Actionable Ways to Use This Information
If you want to do more than just stare at cool pictures, here is how you can actually engage with this technology:
- Audit Your Impact: Use Google Earth Engine (not just Google Maps) to look at historical satellite imagery of your hometown. Most people are shocked to see how much "green" has turned to "gray" in just twenty years.
- Contribute to Science: Look into "Citizen Science" projects like CosmoQuest. They often need help mapping craters or identifying features in astronaut photos that AI still struggles to categorize correctly.
- Check the Air: Use the Sentinel-5P data (available via various web viewers) to check the nitrogen dioxide levels in your city. It’s a direct look at the air quality caught by space sensors.

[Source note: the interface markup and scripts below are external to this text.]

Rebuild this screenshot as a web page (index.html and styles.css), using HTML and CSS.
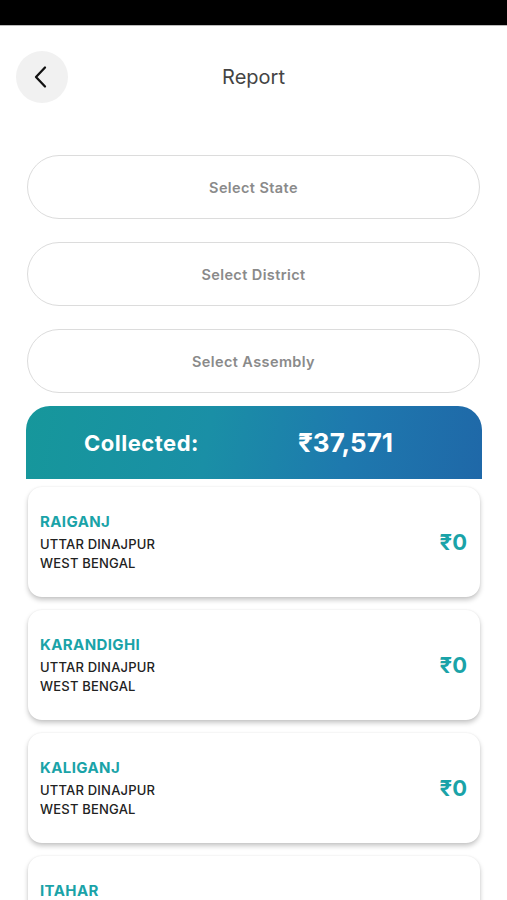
FILE: index.html
```html
<!DOCTYPE html>
<html lang="en">
<head>
    <meta charset="UTF-8">
    <title>Report</title>
    <meta name="viewport" content="width=device-width, initial-scale=1.0">
    <link rel="stylesheet" href="styles.css">
</head>
<body>

<div class="status-bar"></div>

<header class="topbar">
    <button class="back-btn" aria-label="Back">
        <svg width="22" height="24" viewBox="0 0 22 24">
            <path d="M15 2.5 L6 12 L15 21.5" fill="none" stroke="#111" stroke-width="2.3" stroke-linecap="round" stroke-linejoin="round"/>
        </svg>
    </button>
    <div class="title">Report</div>
</header>

<div class="filters">
    <div class="select">Select State</div>
    <div class="select">Select District</div>
    <div class="select">Select Assembly</div>
</div>

<div class="summary">
    <span class="summary-label">Collected:</span>
    <span class="summary-value">₹37,571</span>
</div>

<div class="list">
    <div class="card">
        <div class="info">
            <div class="name">RAIGANJ</div>
            <div class="line">UTTAR DINAJPUR</div>
            <div class="line">WEST BENGAL</div>
        </div>
        <div class="amount">₹0</div>
    </div>
    <div class="card">
        <div class="info">
            <div class="name">KARANDIGHI</div>
            <div class="line">UTTAR DINAJPUR</div>
            <div class="line">WEST BENGAL</div>
        </div>
        <div class="amount">₹0</div>
    </div>
    <div class="card">
        <div class="info">
            <div class="name">KALIGANJ</div>
            <div class="line">UTTAR DINAJPUR</div>
            <div class="line">WEST BENGAL</div>
        </div>
        <div class="amount">₹0</div>
    </div>
    <div class="card">
        <div class="info">
            <div class="name">ITAHAR</div>
            <div class="line">UTTAR DINAJPUR</div>
            <div class="line">WEST BENGAL</div>
        </div>
        <div class="amount">₹0</div>
    </div>
</div>

</body>
</html>
```

FILE: styles.css
```css
body {
    margin: 0;
    padding: 0;
    background: #fff;
    font-family: 'Inter', 'Noto Sans', sans-serif;
    color: #222;
    overflow: hidden;
}

.status-bar {
    height: 25px;
    background: #000;
    border-bottom: 1px solid #bbb;
}

.topbar {
    display: flex;
    align-items: center;
    padding: 25px 16px 0;
    height: 52px;
}

.back-btn {
    width: 52px;
    height: 52px;
    border-radius: 50%;
    border: none;
    background: #f1f1f1;
    display: flex;
    align-items: center;
    justify-content: center;
    padding: 0;
    padding-right: 3px;
}

.title {
    flex: 1;
    text-align: center;
    margin-right: 52px;
    font-size: 20px;
    color: #444;
}

.filters {
    display: flex;
    flex-direction: column;
    gap: 23px;
    padding: 0 27px;
    margin-top: 52px;
}

.select {
    height: 62px;
    border: 1px solid #dcdcdc;
    border-radius: 32px;
    display: flex;
    align-items: center;
    justify-content: center;
    font-size: 14.5px;
    letter-spacing: 0.4px;
    font-weight: 600;
    color: #8a8a8a;
}

.summary {
    margin: 13px 25px 0 26px;
    height: 73px;
    border-radius: 24px 24px 0 0;
    background: linear-gradient(100deg, #16979b 0%, #1a8fa6 40%, #1e79ae 70%, #1f68a8 100%);
    display: flex;
    align-items: center;
    color: #fff;
    font-weight: 700;
}

.summary-label {
    font-size: 22px;
    letter-spacing: 0.5px;
    margin-left: 58px;
    width: 214px;
}

.summary-value {
    font-size: 26px;
}

.list {
    display: flex;
    flex-direction: column;
    gap: 13px;
    padding: 8px 27px 0 28px;
}

.card {
    height: 110px;
    border-radius: 14px;
    background: #fff;
    box-shadow: 0 3px 5px rgba(0, 0, 0, 0.22), 0 0 2px rgba(0, 0, 0, 0.08);
    display: flex;
    align-items: center;
    justify-content: space-between;
    padding: 0 13px 0 12px;
    flex-shrink: 0;
}

.name {
    font-size: 15px;
    letter-spacing: 0.4px;
    font-weight: 700;
    color: #1aa3a8;
    margin-bottom: 4px;
}

.line {
    font-size: 13px;
    letter-spacing: 0.2px;
    font-weight: 500;
    color: #222;
    line-height: 19px;
}

.amount {
    font-size: 22px;
    font-weight: 700;
    color: #1aa3a8;
}
```
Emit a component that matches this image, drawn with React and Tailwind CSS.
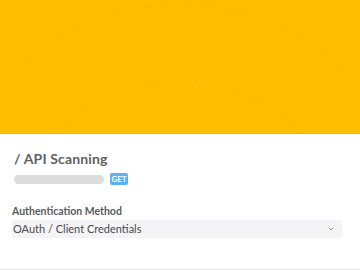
import React from 'react'
import { ChevronDown } from 'lucide-react'

const App = () => {
  return (
    <div className="w-[360px] h-[270px] bg-white overflow-hidden flex flex-col" style={{ fontFamily: "'Lato', 'Noto Sans', sans-serif" }}>
      {/* hero */}
      <div className="h-[134px] w-full bg-[#ffbe00] border-b border-[#f5b400] overflow-hidden shrink-0">
        <svg width="360" height="134" viewBox="0 0 360 134" className="block">
          <circle cx="180" cy="246" r="241" fill="none" stroke="#e9a900" strokeOpacity="0.55" strokeWidth="1" strokeDasharray="4 6" />
          <circle cx="180" cy="249" r="169" fill="none" stroke="#e9a900" strokeOpacity="0.55" strokeWidth="1" strokeDasharray="4 6" />
        </svg>
      </div>

      <div className="flex-1 flex flex-col px-3 border-b border-[#ececec]">
        <h1 className="mt-[15px] ml-[2px] text-[14px] font-bold leading-5 text-[#5f5f66] tracking-[0.01em]">/ API Scanning</h1>
        <div className="mt-[4px] ml-[2px] flex items-center gap-[6px]">
          <div className="w-[90px] h-[9px] rounded-full bg-[#dcdcdc]"></div>
          <span className="h-[12px] w-[18px] text-center rounded-[2px] bg-[#5cb0f6] text-white text-[8px] font-bold leading-[12px]">GET</span>
        </div>

        <label className="mt-[19px] text-[10.5px] font-bold leading-[14px] text-[#5a5a60]">Authentication Method</label>
        <div className="mt-[2px] h-[18px] w-[330px] bg-[#f4f4f6] flex items-center justify-between pl-[1px] pr-[7px]">
          <span className="text-[11px] leading-4 text-[#4a4a50]">OAuth / Client Credentials</span>
          <ChevronDown className="w-[8px] h-[8px] text-[#777]" strokeWidth={2.5} />
        </div>
      </div>
    </div>
  )
}

export default App
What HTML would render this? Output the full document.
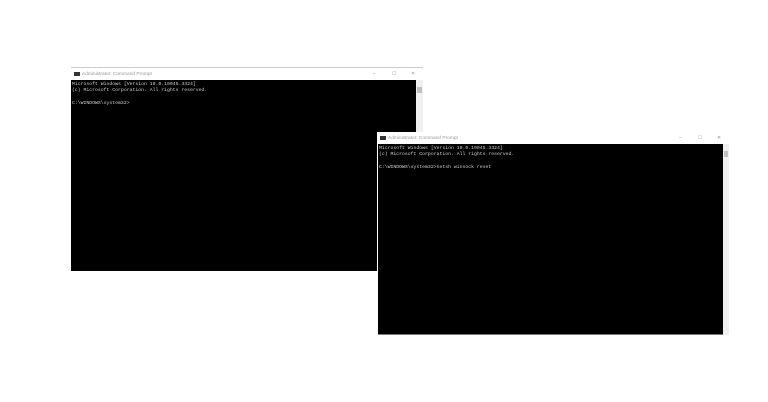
<!DOCTYPE html>
<html><head><style>
body{margin:0;width:768px;height:402px;background:#fff;position:relative;overflow:hidden;font-family:"Liberation Sans",sans-serif}
.w{position:absolute;background:#fff}
.tb{position:absolute;left:0;right:0;top:0;height:12px;font-size:4.8px;color:#999;}
.ic{position:absolute;left:3px;top:4px;width:6px;height:4px;background:#333}
.tt{position:absolute;left:11px;top:3.5px}
.ctl{position:absolute;top:3px;font-size:5px;color:#999}
.con{position:absolute;background:#000;color:#d0d0d0;font-family:"Liberation Mono",monospace;font-size:4.8px;line-height:6.4px;white-space:pre;padding:1.5px 0 0 1px;box-sizing:border-box}
.sb{position:absolute;background:#f0f0f0}
.th{position:absolute;left:1px;width:5px;background:#c0c0c0}
</style></head><body>
<div class="w" style="left:71px;top:67px;width:352px;height:204px;border-top:1px solid #ccc">
<div class="tb"><div class="ic"></div><div class="tt">Administrator: Command Prompt</div>
<div class="ctl" style="left:302px">–</div><div class="ctl" style="left:321px">☐</div><div class="ctl" style="left:340px">✕</div></div>
<div class="con" style="left:0;top:12px;width:345px;height:191px">Microsoft Windows [Version 10.0.19045.3324]
(c) Microsoft Corporation. All rights reserved.

C:\WINDOWS\system32></div>
<div class="sb" style="left:345px;top:12px;width:7px;height:191px"><div class="th" style="top:7px;height:6px"></div></div>
</div>
<div class="w" style="left:377px;top:132px;width:352px;height:204px">
<div class="tb"><div class="ic"></div><div class="tt">Administrator: Command Prompt</div>
<div class="ctl" style="left:302px">–</div><div class="ctl" style="left:321px">☐</div><div class="ctl" style="left:340px">✕</div></div>
<div class="con" style="left:1px;top:12px;width:345px;height:191px;border-bottom:1px solid #777">Microsoft Windows [Version 10.0.19045.3324]
(c) Microsoft Corporation. All rights reserved.

C:\WINDOWS\system32>netsh winsock reset</div>
<div class="sb" style="left:346px;top:12px;width:6px;height:191px"><div class="th" style="top:7px;height:6px;width:4px"></div></div>
</div>
</body></html>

- Invest in Prints: If you want a physical reminder, don't buy a generic poster. Go to the NASA archives, find a high-res TIFF file of a place that means something to you—maybe where you were born or where you traveled—and get it printed at a professional shop. The detail is staggering.
The reality is that we are the first generations of humans who actually know what our home looks like. For 200,000 years, we just guessed. We looked at the horizon and saw a curve, but we didn't see the whole. Now, we see it every day. It’s easy to get desensitized to it, but every time a new high-res shot drops from the James Webb or a new weather satellite, it’s a chance to remember that this is the only spot in the known universe where we can breathe without a tank on our backs.
Stay curious. Keep looking up, but don't forget to look back down. The view from 250 miles up is the only one that really matters.